# Source material
=-=-=

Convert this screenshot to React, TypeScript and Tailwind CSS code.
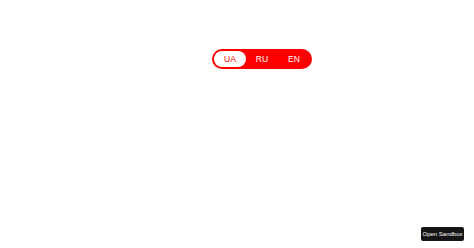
import { useState } from 'react';

const langs = ['UA', 'RU', 'EN'];

export default function App() {
  const [active, setActive] = useState('UA');

  return (
    <div className="relative h-[248px] w-full bg-white font-['Liberation_Sans',sans-serif]">
      <div className="pl-[212px] pt-[49px]">
        <div className="flex h-[20px] w-[100px] items-center rounded-full bg-[#ff0000] p-[2px]">
          {langs.map((lang) => (
            <button
              key={lang}
              onClick={() => setActive(lang)}
              className={
                active === lang
                  ? 'flex h-full w-[32px] items-center justify-center rounded-full bg-white text-[8.5px] text-[#ff0000]'
                  : 'flex h-full w-[32px] items-center justify-center text-[8.5px] text-white'
              }
            >
              {lang}
            </button>
          ))}
        </div>
      </div>

      <button className="absolute bottom-[7px] right-[10px] flex h-[14px] w-[43px] items-center justify-center rounded-[2px] bg-[#151515] text-[6px] text-white">
        Open Sandbox
      </button>
    </div>
  );
}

=-=-=

Give the data again exactly as written, with all pictures left out.

# Task response
Convert this screenshot to React, TypeScript and Tailwind CSS code.
import { useState } from 'react';

const langs = ['UA', 'RU', 'EN'];

export default function App() {
  const [active, setActive] = useState('UA');

  return (
    <div className="relative h-[248px] w-full bg-white font-['Liberation_Sans',sans-serif]">
      <div className="pl-[212px] pt-[49px]">
        <div className="flex h-[20px] w-[100px] items-center rounded-full bg-[#ff0000] p-[2px]">
          {langs.map((lang) => (
            <button
              key={lang}
              onClick={() => setActive(lang)}
              className={
                active === lang
                  ? 'flex h-full w-[32px] items-center justify-center rounded-full bg-white text-[8.5px] text-[#ff0000]'
                  : 'flex h-full w-[32px] items-center justify-center text-[8.5px] text-white'
              }
            >
              {lang}
            </button>
          ))}
        </div>
      </div>

      <button className="absolute bottom-[7px] right-[10px] flex h-[14px] w-[43px] items-center justify-center rounded-[2px] bg-[#151515] text-[6px] text-white">
        Open Sandbox
      </button>
    </div>
  );
}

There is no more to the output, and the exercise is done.